Baking Details vs. Procedural Simplification
- Baking: The standard workflow. You bake high-poly details (normals, displacement) onto the low-poly LOD0. Lower LODs then inherit these baked maps. This preserves visual complexity at a low performance cost.
- Procedural Simplification: Some tools and AI systems can analyze a high-poly model and generate an optimized mesh with baked details in one step. In my workflow, I find this excellent for rapid prototyping and generating the initial LOD0 candidate, especially for hard-surface objects, before any final manual polish.
Integrating AI-Assisted Workflows for Speed
This has been a game-changer for my productivity. I now frequently start by feeding a concept image or my high-poly sculpt into an AI 3D generation platform like Tripo. Within seconds, I get a solid, watertight base mesh with sensible topology—a fantastic starting point for LOD0. It handles the initial, labor-intensive retopology guesswork. I then take this AI-generated base into my traditional DCC tools for refinement, baking, and the creation of the subsequent LOD chain. This hybrid approach cuts hours off the front end of my asset creation pipeline.

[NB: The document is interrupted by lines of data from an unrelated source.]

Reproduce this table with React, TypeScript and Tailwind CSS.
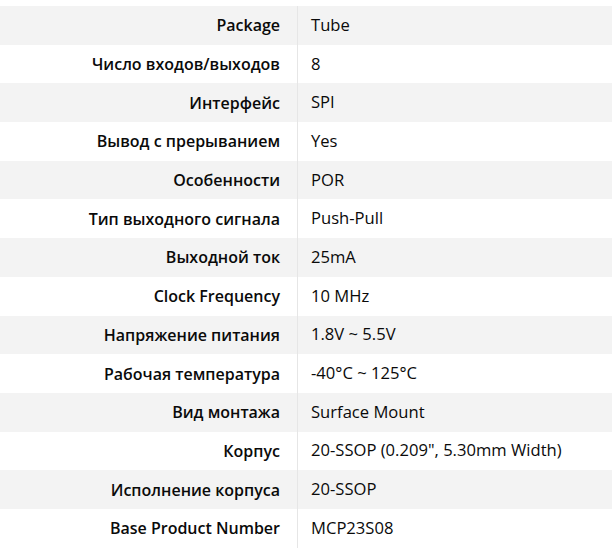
import React from "react";

const rows: [string, string][] = [
  ["Package", "Tube"],
  ["Число входов/выходов", "8"],
  ["Интерфейс", "SPI"],
  ["Вывод с прерыванием", "Yes"],
  ["Особенности", "POR"],
  ["Тип выходного сигнала", "Push-Pull"],
  ["Выходной ток", "25mA"],
  ["Clock Frequency", "10 MHz"],
  ["Напряжение питания", "1.8V ~ 5.5V"],
  ["Рабочая температура", "-40°C ~ 125°C"],
  ["Вид монтажа", "Surface Mount"],
  ["Корпус", "20-SSOP (0.209\", 5.30mm Width)"],
  ["Исполнение корпуса", "20-SSOP"],
  ["Base Product Number", "MCP23S08"],
];

export default function App() {
  return (
    <div
      className="w-[612px] h-[555px] bg-white pt-[6px] text-[#0a0a0a]"
      style={{ fontFamily: '"Open Sans", "Noto Sans", sans-serif' }}
    >
      {rows.map(([k, v], i) => (
        <div
          key={k}
          className={`grid grid-cols-[298px_1fr] h-[38.7px] ${i % 2 === 0 ? "bg-[#f3f3f3]" : "bg-white"}`}
        >
          <div className="flex items-center justify-end pr-[17px] text-[16px] font-semibold border-r border-[#e6e6e6] whitespace-nowrap">
            {k}
          </div>
          <div className="flex items-center pl-[13px] text-[16.6px] whitespace-nowrap">{v}</div>
        </div>
      ))}
    </div>
  );
}
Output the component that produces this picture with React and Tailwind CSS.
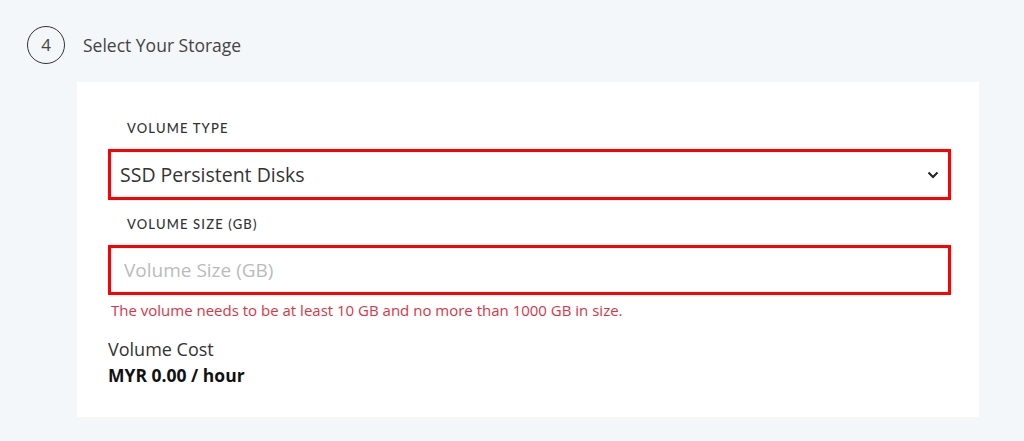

Validating LODs with Performance Profilers
Your modeling software's polygon counter is not a performance validator. You must use real-time engine tools.
- Unreal Engine: The
stat engine,stat unit, and GPU Visualizer are indispensable. - Unity: The Profiler window (especially the Rendering and GPU sections) and Frame Debugger.
- My checklist:
- Is the LOD transition smooth or does it "pop"?
- Does the overall draw call count drop as models use lower LODs?
- Is the GPU time per frame within the target budget (e.g., < 10ms for 90fps VR)?
- Does texture streaming behave correctly with the LOD texture sets?